Additionally you will want to have some sort of head pressure regulator going on. Either adjust flow through the HX or with a refrigerant flow device.

I have a similar design for my home where I use the swimming pool as a heat sink to recover the heat to keep the pool on the warm side.
 
I just gave away one and have one more to dispose of heat exchanger units manufactured about 30 years ago (these have the Lennox brand name on them, but they are just branded by Lennox) water cooled heat exchangers that mounted between the compressor and the condenser on home AC units. The water that absorbed the compressor heat was circulated from the domestic hot water heater and it worked well...., well, until the hot water heater and the entire circulation loop became saturated with 180F water at which time it shut off (didn't circulate when the condenser came on-the gas just passed through it.) It took 3-4 cycles of the AC unit before the domestic hot water was so hot it was dangerous. Unless showers/baths/diswashing was actually in progress, the A/C quickly over ran the ability of the system to store the heat.
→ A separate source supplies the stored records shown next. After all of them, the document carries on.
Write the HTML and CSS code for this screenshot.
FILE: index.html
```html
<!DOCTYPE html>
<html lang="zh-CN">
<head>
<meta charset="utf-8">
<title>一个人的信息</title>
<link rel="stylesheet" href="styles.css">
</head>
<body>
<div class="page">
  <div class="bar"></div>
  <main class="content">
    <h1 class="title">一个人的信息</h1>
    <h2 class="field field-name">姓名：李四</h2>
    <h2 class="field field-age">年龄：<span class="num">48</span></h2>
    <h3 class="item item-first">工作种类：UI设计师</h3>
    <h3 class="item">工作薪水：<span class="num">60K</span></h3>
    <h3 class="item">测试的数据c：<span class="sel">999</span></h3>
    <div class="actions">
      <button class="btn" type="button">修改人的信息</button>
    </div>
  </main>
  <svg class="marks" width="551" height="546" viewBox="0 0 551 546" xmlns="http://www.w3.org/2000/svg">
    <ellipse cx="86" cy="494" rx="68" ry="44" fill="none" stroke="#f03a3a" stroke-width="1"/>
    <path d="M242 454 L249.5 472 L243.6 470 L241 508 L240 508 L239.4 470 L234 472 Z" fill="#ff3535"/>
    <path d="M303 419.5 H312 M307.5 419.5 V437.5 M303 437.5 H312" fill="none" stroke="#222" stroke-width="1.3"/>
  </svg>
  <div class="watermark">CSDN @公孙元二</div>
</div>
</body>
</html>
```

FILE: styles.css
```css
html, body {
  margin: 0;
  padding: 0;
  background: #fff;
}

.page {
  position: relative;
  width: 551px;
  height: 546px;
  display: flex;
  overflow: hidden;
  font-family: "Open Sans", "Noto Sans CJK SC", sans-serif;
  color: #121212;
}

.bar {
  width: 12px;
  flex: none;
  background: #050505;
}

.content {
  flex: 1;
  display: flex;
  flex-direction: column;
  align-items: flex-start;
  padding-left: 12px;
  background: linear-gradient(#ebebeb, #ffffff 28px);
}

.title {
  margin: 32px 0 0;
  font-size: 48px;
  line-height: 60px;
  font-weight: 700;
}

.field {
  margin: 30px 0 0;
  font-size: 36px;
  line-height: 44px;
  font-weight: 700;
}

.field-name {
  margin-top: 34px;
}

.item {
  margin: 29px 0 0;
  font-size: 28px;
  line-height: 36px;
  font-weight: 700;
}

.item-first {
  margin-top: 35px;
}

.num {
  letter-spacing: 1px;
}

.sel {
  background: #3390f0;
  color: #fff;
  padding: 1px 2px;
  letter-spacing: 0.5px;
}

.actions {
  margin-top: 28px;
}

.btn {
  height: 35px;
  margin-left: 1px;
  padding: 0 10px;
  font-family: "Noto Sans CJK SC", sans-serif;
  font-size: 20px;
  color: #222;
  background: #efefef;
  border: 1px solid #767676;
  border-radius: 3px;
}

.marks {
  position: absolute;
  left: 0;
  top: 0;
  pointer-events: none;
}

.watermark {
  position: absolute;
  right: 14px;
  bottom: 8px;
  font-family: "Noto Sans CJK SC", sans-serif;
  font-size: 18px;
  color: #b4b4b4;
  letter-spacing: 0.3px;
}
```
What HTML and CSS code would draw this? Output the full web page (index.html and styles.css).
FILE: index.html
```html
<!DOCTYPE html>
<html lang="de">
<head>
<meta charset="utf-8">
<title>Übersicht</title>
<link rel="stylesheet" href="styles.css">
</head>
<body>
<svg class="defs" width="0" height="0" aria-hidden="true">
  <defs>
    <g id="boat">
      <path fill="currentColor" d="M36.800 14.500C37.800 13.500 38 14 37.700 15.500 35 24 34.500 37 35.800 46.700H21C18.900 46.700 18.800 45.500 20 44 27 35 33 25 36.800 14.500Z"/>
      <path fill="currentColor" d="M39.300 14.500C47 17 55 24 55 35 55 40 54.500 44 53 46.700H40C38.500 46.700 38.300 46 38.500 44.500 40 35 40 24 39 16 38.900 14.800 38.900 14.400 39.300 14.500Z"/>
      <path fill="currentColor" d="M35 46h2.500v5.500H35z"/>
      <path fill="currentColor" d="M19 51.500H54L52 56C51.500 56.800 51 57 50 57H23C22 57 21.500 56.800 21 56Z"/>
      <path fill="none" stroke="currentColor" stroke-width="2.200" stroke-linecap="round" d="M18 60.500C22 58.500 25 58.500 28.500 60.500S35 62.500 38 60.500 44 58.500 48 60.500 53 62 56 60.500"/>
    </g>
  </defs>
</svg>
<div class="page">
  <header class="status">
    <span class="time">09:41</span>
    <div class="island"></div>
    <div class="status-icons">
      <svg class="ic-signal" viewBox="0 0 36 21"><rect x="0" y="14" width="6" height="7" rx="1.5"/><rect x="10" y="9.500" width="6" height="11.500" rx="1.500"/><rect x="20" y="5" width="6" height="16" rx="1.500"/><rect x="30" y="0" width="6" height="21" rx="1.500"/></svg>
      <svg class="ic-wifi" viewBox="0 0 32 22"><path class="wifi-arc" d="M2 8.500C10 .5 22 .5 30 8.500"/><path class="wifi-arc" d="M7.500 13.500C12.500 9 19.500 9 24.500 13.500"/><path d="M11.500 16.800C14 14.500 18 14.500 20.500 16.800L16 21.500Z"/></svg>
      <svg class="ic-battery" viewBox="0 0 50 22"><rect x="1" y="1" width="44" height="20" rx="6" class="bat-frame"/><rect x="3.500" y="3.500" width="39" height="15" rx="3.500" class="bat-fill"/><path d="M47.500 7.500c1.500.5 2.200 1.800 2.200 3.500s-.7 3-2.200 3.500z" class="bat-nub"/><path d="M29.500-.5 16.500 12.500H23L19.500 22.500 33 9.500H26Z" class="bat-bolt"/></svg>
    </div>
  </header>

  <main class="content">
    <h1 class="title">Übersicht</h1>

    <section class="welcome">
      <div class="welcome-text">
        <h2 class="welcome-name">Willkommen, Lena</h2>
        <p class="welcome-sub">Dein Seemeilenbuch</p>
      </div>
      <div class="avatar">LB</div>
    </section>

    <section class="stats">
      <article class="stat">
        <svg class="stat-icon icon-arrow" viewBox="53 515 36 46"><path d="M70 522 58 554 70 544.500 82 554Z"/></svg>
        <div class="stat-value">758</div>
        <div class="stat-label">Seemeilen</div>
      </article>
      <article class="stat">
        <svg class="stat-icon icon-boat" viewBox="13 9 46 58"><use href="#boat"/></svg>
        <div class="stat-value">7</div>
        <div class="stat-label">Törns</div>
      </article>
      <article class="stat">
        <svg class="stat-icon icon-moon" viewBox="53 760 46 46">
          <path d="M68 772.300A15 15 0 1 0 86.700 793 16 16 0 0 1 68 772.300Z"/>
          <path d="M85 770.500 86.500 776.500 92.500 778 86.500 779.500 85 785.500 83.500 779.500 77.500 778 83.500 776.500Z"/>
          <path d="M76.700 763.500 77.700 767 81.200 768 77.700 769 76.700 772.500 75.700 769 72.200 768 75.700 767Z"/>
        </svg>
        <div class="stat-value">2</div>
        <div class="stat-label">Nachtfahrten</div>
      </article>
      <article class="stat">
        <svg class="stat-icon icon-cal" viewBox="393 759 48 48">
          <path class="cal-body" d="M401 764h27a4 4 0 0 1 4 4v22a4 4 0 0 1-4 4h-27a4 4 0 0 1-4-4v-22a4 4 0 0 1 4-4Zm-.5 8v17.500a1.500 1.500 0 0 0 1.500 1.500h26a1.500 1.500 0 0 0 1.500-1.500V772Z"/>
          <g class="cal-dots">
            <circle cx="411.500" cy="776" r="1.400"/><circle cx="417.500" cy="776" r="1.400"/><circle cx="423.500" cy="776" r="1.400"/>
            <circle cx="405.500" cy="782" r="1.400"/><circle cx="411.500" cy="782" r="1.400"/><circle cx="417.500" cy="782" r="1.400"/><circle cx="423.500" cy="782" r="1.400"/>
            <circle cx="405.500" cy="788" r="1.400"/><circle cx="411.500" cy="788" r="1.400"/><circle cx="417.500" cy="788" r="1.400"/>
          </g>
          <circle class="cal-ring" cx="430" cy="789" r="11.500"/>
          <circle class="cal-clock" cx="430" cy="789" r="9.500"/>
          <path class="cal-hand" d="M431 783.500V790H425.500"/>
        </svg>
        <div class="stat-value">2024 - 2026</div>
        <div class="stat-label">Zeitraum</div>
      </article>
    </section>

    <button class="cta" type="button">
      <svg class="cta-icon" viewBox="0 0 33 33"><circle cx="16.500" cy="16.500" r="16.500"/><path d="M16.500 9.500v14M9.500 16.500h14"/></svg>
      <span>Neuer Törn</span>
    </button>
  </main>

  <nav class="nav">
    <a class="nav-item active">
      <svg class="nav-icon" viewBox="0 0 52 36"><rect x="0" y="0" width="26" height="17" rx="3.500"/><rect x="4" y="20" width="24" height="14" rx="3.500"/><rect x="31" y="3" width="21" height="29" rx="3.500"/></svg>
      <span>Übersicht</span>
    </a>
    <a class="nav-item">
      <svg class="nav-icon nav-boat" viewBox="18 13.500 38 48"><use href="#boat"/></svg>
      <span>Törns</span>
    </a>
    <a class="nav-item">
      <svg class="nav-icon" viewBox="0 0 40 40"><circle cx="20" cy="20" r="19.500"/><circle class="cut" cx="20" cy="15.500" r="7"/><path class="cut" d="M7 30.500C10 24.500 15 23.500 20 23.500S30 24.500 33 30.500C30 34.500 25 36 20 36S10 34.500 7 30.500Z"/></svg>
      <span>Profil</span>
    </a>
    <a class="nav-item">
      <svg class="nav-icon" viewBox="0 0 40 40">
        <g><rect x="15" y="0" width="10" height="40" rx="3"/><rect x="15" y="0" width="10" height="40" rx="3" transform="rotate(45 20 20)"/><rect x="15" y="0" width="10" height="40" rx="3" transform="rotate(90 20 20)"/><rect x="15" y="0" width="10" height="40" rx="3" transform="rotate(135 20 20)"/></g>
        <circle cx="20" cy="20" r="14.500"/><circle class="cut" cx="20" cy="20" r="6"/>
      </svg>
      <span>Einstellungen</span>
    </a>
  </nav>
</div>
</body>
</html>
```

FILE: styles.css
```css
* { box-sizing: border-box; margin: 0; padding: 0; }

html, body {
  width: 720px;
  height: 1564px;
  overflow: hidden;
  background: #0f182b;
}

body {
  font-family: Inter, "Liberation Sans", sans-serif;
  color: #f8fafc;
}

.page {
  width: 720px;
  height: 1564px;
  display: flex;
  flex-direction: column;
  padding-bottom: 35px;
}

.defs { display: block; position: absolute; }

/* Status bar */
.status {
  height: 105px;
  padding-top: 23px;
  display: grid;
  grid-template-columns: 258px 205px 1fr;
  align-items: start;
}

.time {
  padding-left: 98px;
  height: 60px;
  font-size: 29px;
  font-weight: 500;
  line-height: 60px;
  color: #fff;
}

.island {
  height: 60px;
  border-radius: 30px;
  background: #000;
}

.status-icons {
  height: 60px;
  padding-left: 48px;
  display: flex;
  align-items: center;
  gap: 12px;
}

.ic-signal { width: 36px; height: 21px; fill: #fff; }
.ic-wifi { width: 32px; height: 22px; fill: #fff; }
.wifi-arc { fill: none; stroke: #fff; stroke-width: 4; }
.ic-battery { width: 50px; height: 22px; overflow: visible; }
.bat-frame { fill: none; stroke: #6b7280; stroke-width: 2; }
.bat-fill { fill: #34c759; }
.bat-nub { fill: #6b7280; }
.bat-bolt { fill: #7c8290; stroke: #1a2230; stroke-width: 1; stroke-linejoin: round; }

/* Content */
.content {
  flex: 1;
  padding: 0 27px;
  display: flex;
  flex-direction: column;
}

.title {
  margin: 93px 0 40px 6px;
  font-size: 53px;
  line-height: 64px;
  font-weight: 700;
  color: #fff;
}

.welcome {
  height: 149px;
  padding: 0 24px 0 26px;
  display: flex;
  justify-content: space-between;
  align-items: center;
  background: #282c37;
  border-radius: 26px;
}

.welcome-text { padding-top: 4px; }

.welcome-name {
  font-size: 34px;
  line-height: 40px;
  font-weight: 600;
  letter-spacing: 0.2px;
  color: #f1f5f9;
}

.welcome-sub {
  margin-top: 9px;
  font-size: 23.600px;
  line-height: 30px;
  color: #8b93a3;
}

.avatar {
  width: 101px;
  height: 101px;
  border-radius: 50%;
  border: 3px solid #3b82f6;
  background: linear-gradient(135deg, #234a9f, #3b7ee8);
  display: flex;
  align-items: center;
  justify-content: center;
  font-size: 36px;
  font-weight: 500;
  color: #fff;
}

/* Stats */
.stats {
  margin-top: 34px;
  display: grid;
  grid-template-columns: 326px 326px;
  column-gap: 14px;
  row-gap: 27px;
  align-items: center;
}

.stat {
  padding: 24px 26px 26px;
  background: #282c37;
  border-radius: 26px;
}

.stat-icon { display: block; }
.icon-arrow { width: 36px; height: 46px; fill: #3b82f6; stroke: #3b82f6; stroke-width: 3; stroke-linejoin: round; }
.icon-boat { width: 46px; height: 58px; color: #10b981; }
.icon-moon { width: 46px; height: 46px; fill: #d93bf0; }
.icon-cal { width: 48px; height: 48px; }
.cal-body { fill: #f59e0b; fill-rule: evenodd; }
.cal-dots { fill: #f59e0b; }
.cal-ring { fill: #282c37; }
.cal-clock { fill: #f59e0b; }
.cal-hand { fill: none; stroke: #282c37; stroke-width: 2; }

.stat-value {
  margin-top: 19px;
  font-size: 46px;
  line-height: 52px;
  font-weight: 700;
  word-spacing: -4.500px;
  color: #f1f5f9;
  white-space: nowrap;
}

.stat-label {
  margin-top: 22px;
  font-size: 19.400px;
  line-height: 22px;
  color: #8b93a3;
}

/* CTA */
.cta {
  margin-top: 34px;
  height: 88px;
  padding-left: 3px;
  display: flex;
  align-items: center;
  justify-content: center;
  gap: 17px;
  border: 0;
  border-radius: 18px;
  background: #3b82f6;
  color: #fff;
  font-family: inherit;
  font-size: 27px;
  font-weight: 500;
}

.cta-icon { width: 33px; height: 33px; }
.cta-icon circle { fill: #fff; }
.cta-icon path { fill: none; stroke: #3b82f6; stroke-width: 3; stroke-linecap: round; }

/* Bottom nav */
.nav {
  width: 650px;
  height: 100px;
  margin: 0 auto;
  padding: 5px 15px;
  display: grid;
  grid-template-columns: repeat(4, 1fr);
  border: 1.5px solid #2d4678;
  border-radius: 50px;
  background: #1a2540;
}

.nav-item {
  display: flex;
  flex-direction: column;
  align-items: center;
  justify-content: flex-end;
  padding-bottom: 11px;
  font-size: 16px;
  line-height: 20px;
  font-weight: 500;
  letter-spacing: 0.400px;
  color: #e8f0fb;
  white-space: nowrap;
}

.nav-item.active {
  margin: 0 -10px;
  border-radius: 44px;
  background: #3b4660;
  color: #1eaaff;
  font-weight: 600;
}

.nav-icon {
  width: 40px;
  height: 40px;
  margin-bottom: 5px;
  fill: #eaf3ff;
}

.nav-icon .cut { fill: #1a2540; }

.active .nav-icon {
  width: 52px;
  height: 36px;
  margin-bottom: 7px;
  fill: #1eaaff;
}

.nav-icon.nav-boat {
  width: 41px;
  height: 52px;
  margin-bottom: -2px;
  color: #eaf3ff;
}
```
So conceptually, it worked wonderfully-it did what it was designed to do. In reality, it didn't work well at all. I helped a buddy install one and after seeing his results (we both had young kids too and the wife balked-and I really mean balked at having 180F water coming out of the HW taps in the house) I didn't even install my two-I had 2 A/C units in my home hence the need to dispose of these two units now some 30 years and one house move later.

I live in a part of the country where when we need A/C (almost 8 months of the year) we could also use some means of chilling the pool water, not heating it, so that was not a candidate for a heat sink. Ground water would have been a candidate, but then in my day job I do heat transfer and cleanliness and fouling are something that give me great pause with respect to using raw water of any type in a Hx this small.

Imok2, I have a hard time equating residential pool chemical maintenance with cooling tower water maintenance. I see cooling tower water as much more diverse, demanding and complicated. However, if some system were to come onto the market that was technically viable, I see a real niche for some company to go around and do the service like some pool service companies do. BTW, and as an aside, I won't have a pool and that is one battle I have always won with the wife and kids. I kept up one as a young man at a youth camp and I never wanted any more of that.

rmw
 
With the advent of new swimming pool 2 speed pump requirements, the pool pumps will essentially run 24 hours. Given this new information, would the benefits of routing a circulation line to a water/freon pre-chiller be considered relatively free minus the initial capital cost? If so, how would a non-HVAC engineer like myself go about sizing a heat exchanger? Break - Does this additional heat sink then cause an automatic modification requirement to the expansion valve in a typical home ac system?

Thanks to all for the expert knowledge and insight in these threads. Most impressive group of contributors.
 
rmw,

Ok the freon temp into the exchangers is hot - too hot for home h/w. why not do it the other way round do the air first and then the water? Any thing wrong with that??

-Phil
 
Going back to blutfort's swimming pool heat sink. Is it as straight forward as adding a refrigerant to water heat exchange into the home ac after the compressor or do you need additional control equipment e.g. flow control or over ride for the pool pump. What happens if the pool pump isn't running or at the start of the season when the water is very cold. Can this cause shock to the exchange and freeze the whole thing up? Do you need a special heat exchange due to the pool chemicals?

I wish I'd read rmw's post before I got the pool, I've ended up doing all the maintenance :)
 
My company builds what you are talking about, we call them ground source heat pumps. Also they are called "california loops" you can google either phrase and it should give you a mess of results and information. Probably more information than you need.